Infinite Personalization Without the AI Slop

By Madalina Turlea·
Infinite Personalization Without the AI Slop

Written by Madalina Turlea

15 Jan 2026

One of the use cases we talk about a lot is using AI to personalize content infinitely. A good example is a lead magnet: a quiz on a website where someone fills in where they are in their journey of integrating AI into their product, anywhere from greenfield to very advanced, and then receives a report by email with insights and next steps that are personalized for them.

What AI changes about lead magnets

You probably know lead magnets from before LLMs. You filled in a form, and you got back something that was an aesthetically compiled email, assembled from whatever options you chose. It was static. Everyone who picked the same boxes got the same thing.

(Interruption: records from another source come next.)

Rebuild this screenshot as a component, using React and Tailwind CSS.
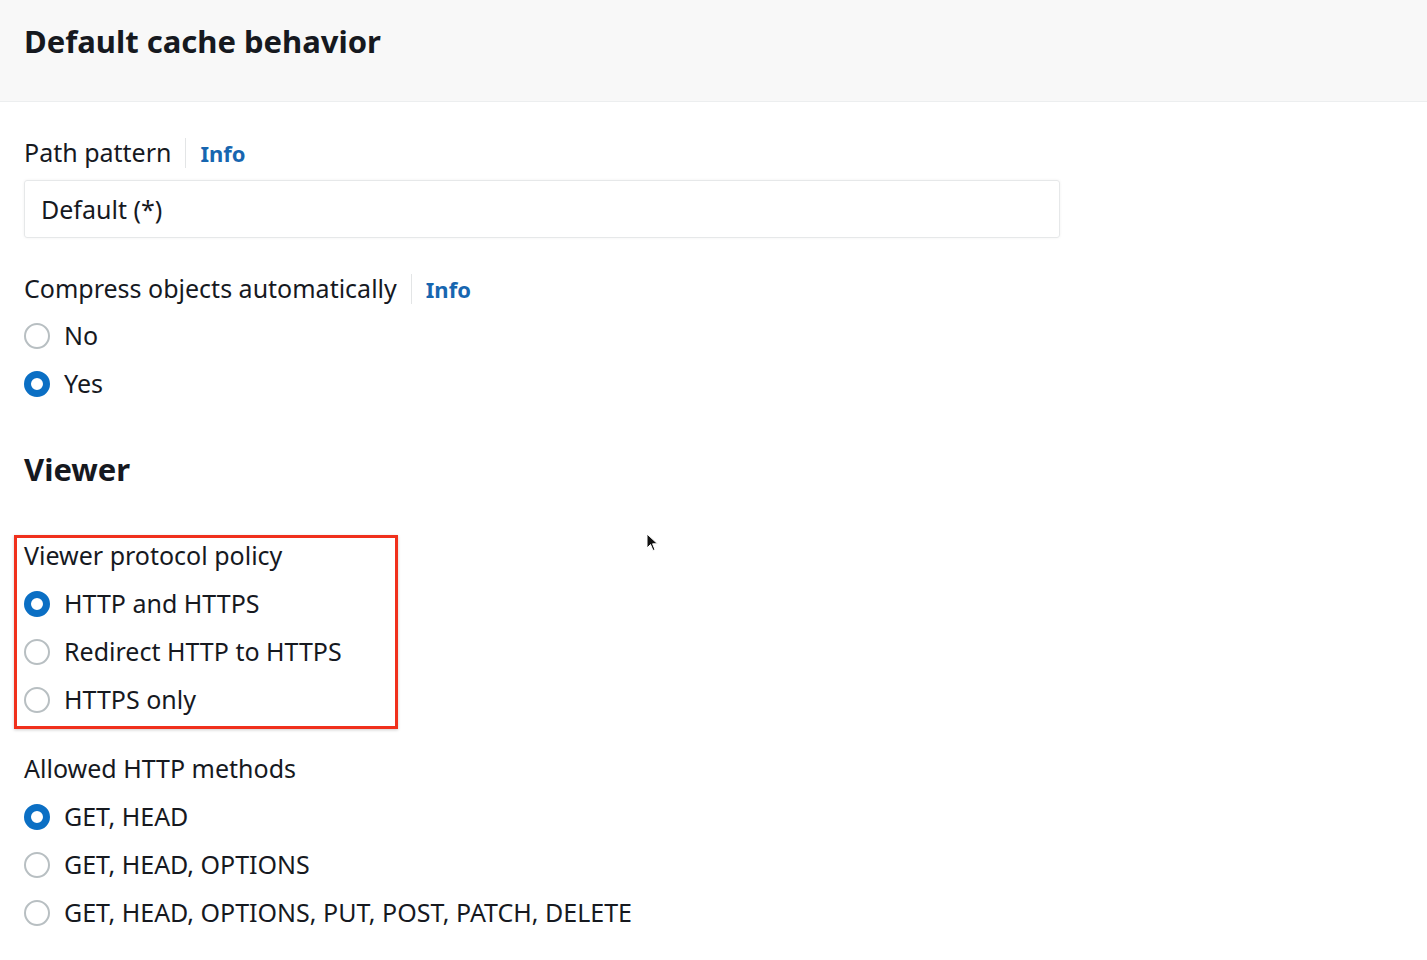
import React from "react";

const font = { fontFamily: '"Noto Sans", "Open Sans", Arial, sans-serif' };

const Radio = ({ checked, label }) => (
  <label className="flex items-center h-[48px] gap-[14px] cursor-pointer">
    {checked ? (
      <span className="w-[26px] h-[26px] rounded-full border-[7px] border-[#0b6fc4] bg-white shrink-0" />
    ) : (
      <span className="w-[26px] h-[26px] rounded-full border-2 border-[#b8bfc2] bg-white shrink-0" />
    )}
    <span className="text-[25px] text-[#16191f] leading-[30px] pb-[3px]">{label}</span>
  </label>
);

const Label = ({ children, info }) => (
  <div className="flex items-center h-[32px] text-[25px] text-[#16191f]">
    <span>{children}</span>
    {info && (
      <>
        <span className="ml-[14px] mr-[14px] w-px h-[30px] bg-[#e3e5e6]" />
        <span className="text-[22px] font-bold text-[#1766b0]">Info</span>
      </>
    )}
  </div>
);

export default function App() {
  return (
    <div className="relative w-[1427px] h-[960px] bg-white overflow-hidden" style={font}>
      {/* header */}
      <div className="h-[102px] bg-[#f8f8f8] border-b border-[#eceeef] pl-[24px] pt-[21px]">
        <h2 className="text-[31px] font-bold text-[#16191f] leading-[40px]">Default cache behavior</h2>
      </div>

      <div className="pl-[24px]">
        <div className="mt-[35px]">
          <Label info>Path pattern</Label>
        </div>
        <div className="mt-[11px] w-[1036px] h-[58px] border border-[#e6e8e9] rounded-[3px] shadow-[0_0_3px_rgba(0,0,0,0.06)] flex items-center pl-[16px] pt-[1px] text-[25px] text-[#16191f]">
          Default (*)
        </div>

        <div className="mt-[35px]">
          <Label info>Compress objects automatically</Label>
        </div>
        <div className="mt-[7px] flex flex-col">
          <Radio label="No" />
          <Radio checked label="Yes" />
        </div>

        <h3 className="mt-[41px] text-[31px] font-bold text-[#16191f] leading-[40px]">Viewer</h3>

        <div className="mt-[46px] -ml-[10px] w-[384px] border-[3px] border-[#f0301c] pl-[7px] pt-[2px] pb-[2px] shadow-[0_1px_3px_rgba(0,0,0,0.2)]">
          <Label>Viewer protocol policy</Label>
          <div className="mt-[8px] flex flex-col">
            <Radio checked label="HTTP and HTTPS" />
            <Radio label="Redirect HTTP to HTTPS" />
            <Radio label="HTTPS only" />
          </div>
        </div>

        <div className="mt-[24px]">
          <Label>Allowed HTTP methods</Label>
        </div>
        <div className="mt-[8px] flex flex-col">
          <Radio checked label="GET, HEAD" />
          <Radio label="GET, HEAD, OPTIONS" />
          <Radio label="GET, HEAD, OPTIONS, PUT, POST, PATCH, DELETE" />
        </div>
      </div>

      {/* mouse cursor */}
      <svg className="absolute left-[646px] top-[533px]" width="14" height="20" viewBox="0 0 14 20">
        <path d="M1 1 L1 15 L4.5 11.5 L7 17.5 L9 16.7 L6.6 10.8 L11.5 10.8 Z" fill="#111" stroke="#fff" strokeWidth="1" />
      </svg>
    </div>
  );
}
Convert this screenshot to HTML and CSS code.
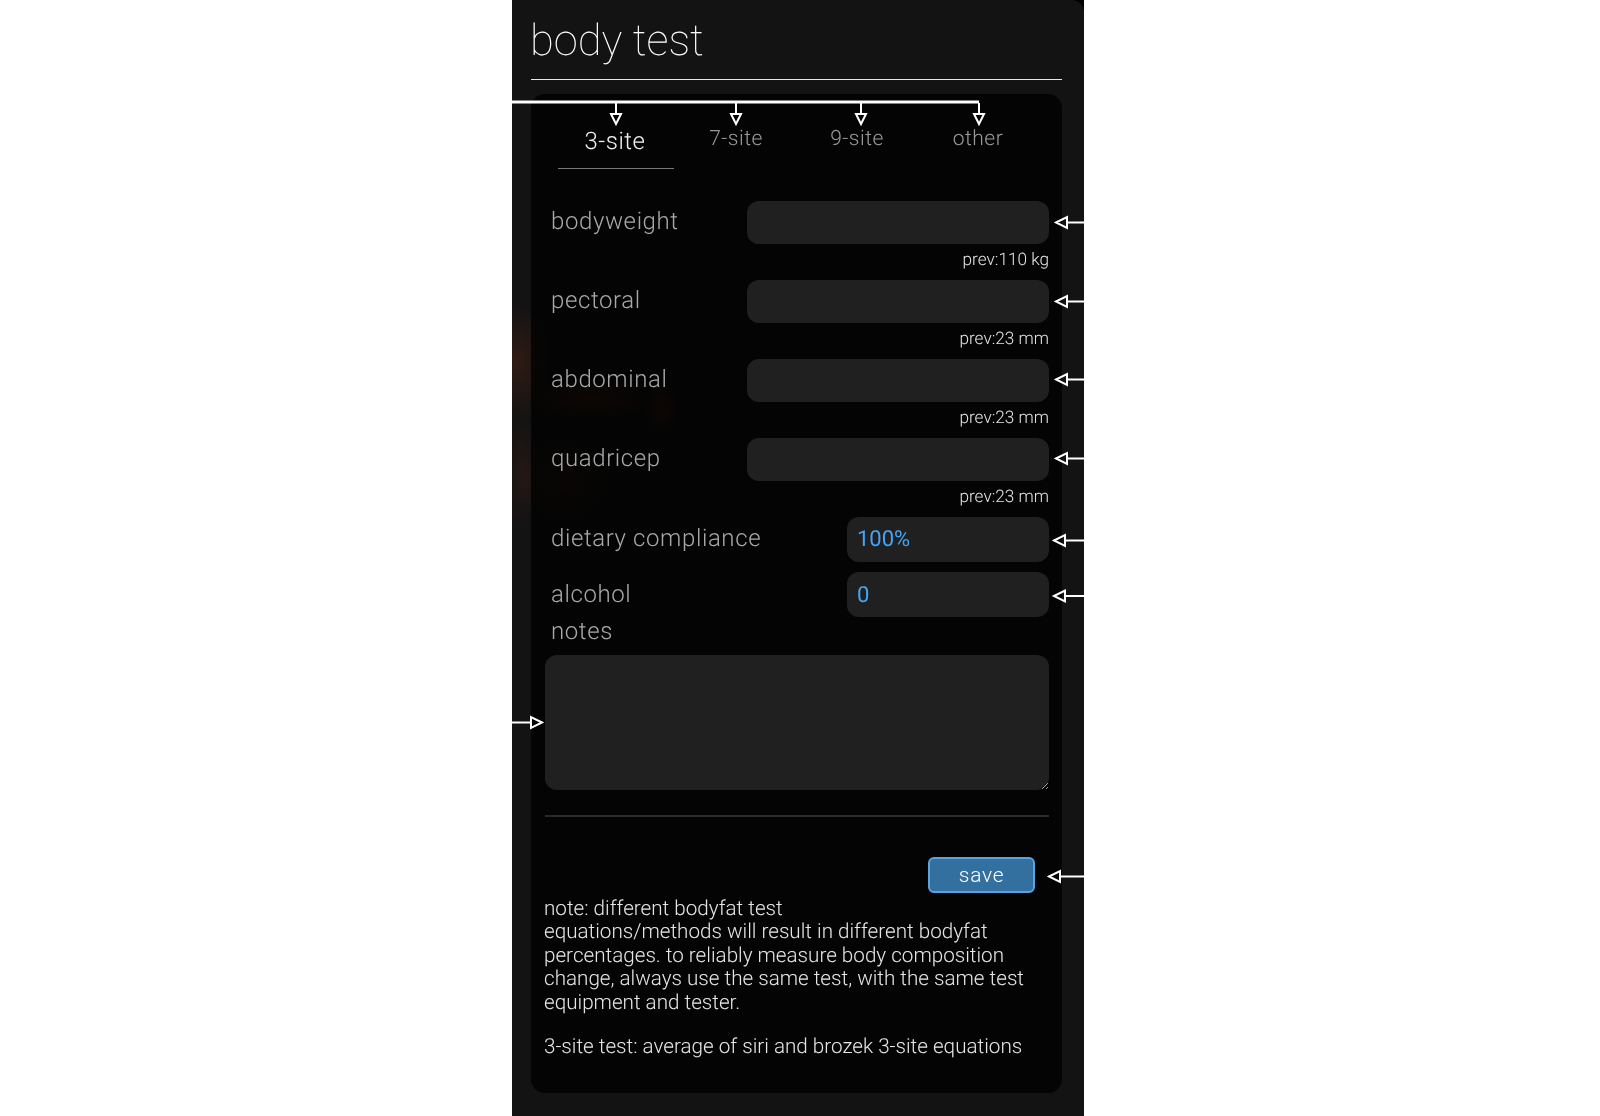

AI gives you the possibility to generate content that is infinitely personalized. Instead of a static, generic report, the output can be tailored to the team, their needs, and their current state, so the person actually finds themselves in it and it feels personal rather than assembled.

The challenge: personalization versus slop

When you personalize with AI, you are working on a spectrum. On one end is deep personalization, where there are always details specific to the person's situation. On the other end is delivering genuinely valuable insights, rather than sliding into generic AI slop.

We all know how the slop feels. It tries to make you feel seen, but it does not deliver any real insight. It is content generated for the sake of generating something, sometimes fabricated, that is not actually valuable or real. For a feature like this one, that is one of the biggest challenges: personalizing so the insights feel specific to the team, without producing generic AI answers or made-up content.

There are two failure modes to watch for. One is the model pulling in insights that do not belong or are not relevant, or making things up to fill the personalisation. The other is overfitting, taking the insights you do have and forcing them onto the specific use case the user filled in, whether they fit or not.

How to keep it real

The way to avoid the slop is to feed the model the real data you have, not the generic training data the model already carries. For this feature, that meant describing the actual benchmarks and insights built up over months of discussions with product teams and thousands of experiments, the real unlocks teams miss, and the platform features that help at each level. The model maps the person's quiz answers to that real data, rather than inventing plausible-sounding advice.

A useful test for a good answer: it surprises you with how accurate or insightful it is, or it says the thing you would have said to that person directly in a call. If the output reads like something anyone could have gotten from a generic chat tool, it has slipped into slop.

One more thing to design for, specific to a lead magnet: the report should not just inform, it should also make the person curious to try more, and it should give you enough data to understand where they are so you can actually help. That duality, real value plus a reason to take the next step, is what separates a personalized report that works from one that just looks personalized.